CONSIDERAÇÕES FINAIS

A atenção domiciliar no âmbito do SUS é uma modalidade de atenção à saúde, caracterizada por um conjunto de ações de promoção à saúde, prevenção e tratamento de doenças e reabilitação prestadas no domicílio. Pelo estudo foi possível inferir que esta modalidade assistencial tem proporcionado avanços importantes na continuidade do cuidado e na materialização da integralidade.

A AD revela sua importância no cenário de saúde ao propiciar novos modos de produção de cuidado e de intervenção em diferentes pontos da RAS e, sobretudo, ao transformar o domicílio em mais um espaço de cuidado. Assim, a AD participa da estruturação da RAS e proporciona novas modalidades de intervenção que podem contribuir para a superação do modelo de atenção à saúde, ainda hegemônico.
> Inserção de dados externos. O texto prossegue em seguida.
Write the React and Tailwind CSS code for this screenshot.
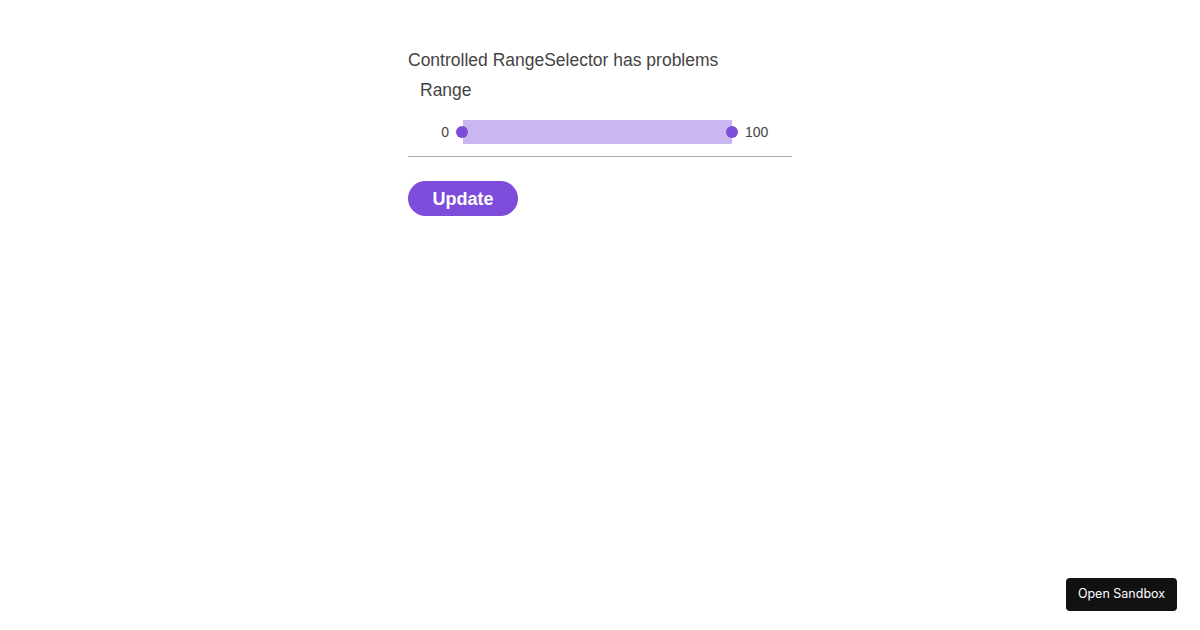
export default function App() {
  return (
    <div className="relative w-[1200px] h-[630px] bg-white" style={{ fontFamily: '"Liberation Sans", Arial, sans-serif' }}>
      <div className="mx-auto w-[384px] pt-[48px] text-[#444]">
        <div className="text-[17.5px] leading-[24px]">Controlled RangeSelector has problems</div>
        <div className="border-b border-[#aaa]">
          <div className="px-[12px] pt-[6px] text-[17.5px] leading-[24px]">Range</div>
          <div className="flex items-center px-[12px] pt-[18px] pb-[12px]">
            <div className="w-[36px] pr-[7px] text-right text-[14px] leading-[24px]">0</div>
            <div className="flex items-center w-[282px] h-[24px]">
              <div className="relative z-10 w-[12px] h-[12px] shrink-0 rounded-full bg-[#7d4cdb]" />
              <div className="flex-1 h-[24px] -ml-[5px] -mr-[6px] bg-[#cab7f1]" />
              <div className="relative z-10 w-[12px] h-[12px] shrink-0 rounded-full bg-[#7d4cdb]" />
            </div>
            <div className="pl-[7px] text-[14px] leading-[24px]">100</div>
          </div>
        </div>
        <button className="mt-[24px] h-[35px] w-[110px] rounded-full bg-[#7d4cdb] text-white font-bold text-[18px] leading-[24px]">
          Update
        </button>
      </div>
      <div
        className="absolute right-[23px] bottom-[19px] w-[111px] h-[33px] rounded-[4px] bg-[#111] text-white text-[12.5px] flex items-center justify-center"
        style={{ fontFamily: 'Inter, sans-serif' }}
      >
        Open Sandbox
      </div>
    </div>
  );
}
A VD na ESF constitui uma das modalidades da AD, sendo ferramenta estratégica na APS ao possibilitar aos enfermeiros e demais profissionais da equipe conhecer o contexto de vida dos sujeitos para que seu projeto terapêutico seja exequível e coerente com a sua respectiva realidade. A VD é percebida como um importante espaço de reconhecimento e, portanto, de reforço da identidade sendo também reconhecida como um espaço de exercício de autonomia e de concretização de atividades junto à comunidade.
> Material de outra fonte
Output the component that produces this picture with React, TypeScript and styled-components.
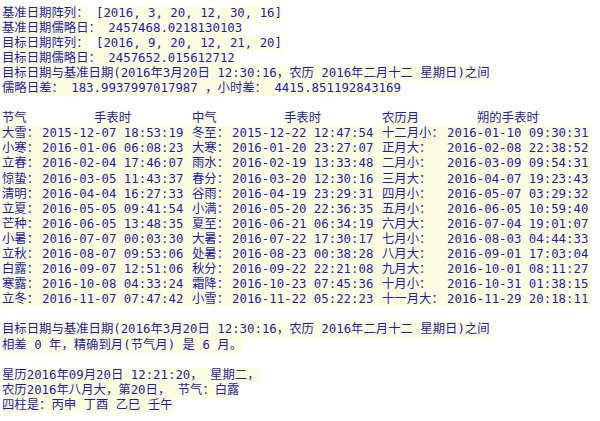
import React from "react";
import styled, { createGlobalStyle } from "styled-components";

const Global = createGlobalStyle`
  html, body { margin: 0; padding: 0; background: #ffffff; }
  body {
    font-family: "DejaVu Sans Mono", "Noto Sans CJK SC", monospace;
    font-size: 12.36px;
    color: #1e1ea8;
  }
`;

const HL = "#fdfde2";
const LH = "15.1px";

const Page = styled.div`
  width: 600px;
  height: 421px;
  box-sizing: border-box;
  overflow: hidden;
  padding: 5.5px 0 0 2px;
  line-height: ${LH};
`;

const Line = styled.div`
  height: ${LH};
  white-space: pre;
  display: flex;
  align-items: flex-start;
`;

const Hl = styled.span`
  display: inline-block;
  height: ${LH};
  line-height: ${LH};
  background: ${HL};
  white-space: pre;
`;

const Gap = styled.span`
  display: inline-block;
  width: 7.44px;
`;

const Table = styled.div`
  display: grid;
  grid-template-columns: 40px 150px 40px 150px 65px 143px;
  grid-auto-rows: ${LH};
`;

const Cell = styled.div<{ $fill?: boolean; $indent?: number }>`
  white-space: pre;
  overflow: visible;
  background: ${(p) => (p.$fill ? HL : "transparent")};
  padding-left: ${(p) => p.$indent ?? 0}px;
`;

type Row = [string, string, string, string, string, string];

const rows: Row[] = [
  ["大雪", "2015-12-07 18:53:19", "冬至", "2015-12-22 12:47:54", "十二月小", "2016-01-10 09:30:31"],
  ["小寒", "2016-01-06 06:08:23", "大寒", "2016-01-20 23:27:07", "正月大", "2016-02-08 22:38:52"],
  ["立春", "2016-02-04 17:46:07", "雨水", "2016-02-19 13:33:48", "二月小", "2016-03-09 09:54:31"],
  ["惊蛰", "2016-03-05 11:43:37", "春分", "2016-03-20 12:30:16", "三月大", "2016-04-07 19:23:43"],
  ["清明", "2016-04-04 16:27:33", "谷雨", "2016-04-19 23:29:31", "四月小", "2016-05-07 03:29:32"],
  ["立夏", "2016-05-05 09:41:54", "小满", "2016-05-20 22:36:35", "五月小", "2016-06-05 10:59:40"],
  ["芒种", "2016-06-05 13:48:35", "夏至", "2016-06-21 06:34:19", "六月大", "2016-07-04 19:01:07"],
  ["小暑", "2016-07-07 00:03:30", "大暑", "2016-07-22 17:30:17", "七月小", "2016-08-03 04:44:33"],
  ["立秋", "2016-08-07 09:53:06", "处暑", "2016-08-23 00:38:28", "八月大", "2016-09-01 17:03:04"],
  ["白露", "2016-09-07 12:51:06", "秋分", "2016-09-22 22:21:08", "九月大", "2016-10-01 08:11:27"],
  ["寒露", "2016-10-08 04:33:24", "霜降", "2016-10-23 07:45:36", "十月小", "2016-10-31 01:38:15"],
  ["立冬", "2016-11-07 07:47:42", "小雪", "2016-11-22 05:22:23", "十一月大", "2016-11-29 20:18:11"],
];

const compare = "目标日期与基准日期(2016年3月20日 12:30:16，农历 2016年二月十二 星期日)之间";

export default function App() {
  return (
    <>
      <Global />
      <Page>
        <Line>
          <Hl>基准日期阵列：</Hl>
          <Gap />
          <Hl>[2016, 3, 20, 12, 30, 16]</Hl>
        </Line>
        <Line>
          <Hl>基准日期儒略日： 2457468.0218130103</Hl>
        </Line>
        <Line>
          <Hl>目标日期阵列：</Hl>
          <Gap />
          <Hl>[2016, 9, 20, 12, 21, 20]</Hl>
        </Line>
        <Line>
          <Hl>目标日期儒略日： 2457652.015612712</Hl>
        </Line>
        <Line>
          <Hl>{compare}</Hl>
        </Line>
        <Line>
          <Hl>儒略日差： 183.9937997017987 ，小时差： 4415.851192843169</Hl>
        </Line>
        <Line />
        <Table>
          <Cell><Hl>节气</Hl></Cell>
          <Cell $indent={52}><Hl>手表时</Hl></Cell>
          <Cell><Hl>中气</Hl></Cell>
          <Cell $indent={52}><Hl>手表时</Hl></Cell>
          <Cell><Hl>农历月</Hl></Cell>
          <Cell $indent={30}><Hl>朔的手表时</Hl></Cell>
          {rows.map((r) => (
            <React.Fragment key={r[0]}>
              <Cell $fill>{r[0]}：</Cell>
              <Cell $fill>{r[1]}</Cell>
              <Cell $fill>{r[2]}：</Cell>
              <Cell $fill>{r[3]}</Cell>
              <Cell $fill>{r[4]}：</Cell>
              <Cell $fill>{r[5]}</Cell>
            </React.Fragment>
          ))}
        </Table>
        <Line />
        <Line>
          <Hl>{compare}</Hl>
        </Line>
        <Line>
          <Hl>相差 0 年，精确到月(节气月) 是 6 月。</Hl>
        </Line>
        <Line />
        <Line>
          <Hl>星历2016年09月20日 12:21:20， 星期二，</Hl>
        </Line>
        <Line>
          <Hl>农历2016年八月大，第20日， 节气：白露</Hl>
        </Line>
        <Line>
          <Hl>四柱是：丙申 丁酉 乙巳 壬午</Hl>
        </Line>
      </Page>
    </>
  );
}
O presente estudo permite inferir que a estruturação da RAS ainda é um processo em construção, apresentando lacunas importantes no que se refere à capacidade de superar práticas fragmentadas de assistência à saúde. A RAS constitui, dessa forma, uma estratégia organizacional ainda não consolidada no cotidiano dos serviços, que apresenta ainda fragilidades a serem enfrentadas, principalmente relacionadas à complementaridade dos serviços e interdependência entre eles. O trabalhar em rede depende da forma que cada setor atua sobre o que é de sua responsabilidade, pois isso causa nitidamente impactos sobre o agir do outro e pode gerar ou não a continuidade do cuidado. Neste contexto, é necessário repensar e propor estratégias para a superação de lacunas existentes, para que a AD possa apresentar avanços significativos na construção de serviços e práticas mais próximos da integralidade.

Com relação às limitações do estudo, destaca-se que, embora contemple a atenção primária, secundária e terciária em saúde, foi realizado em três municípios, o que pode não expressar a realidade de outras localidades. Assim, novos estudos devem ser realizados para uma maior generalização dos resultados aqui encontrados.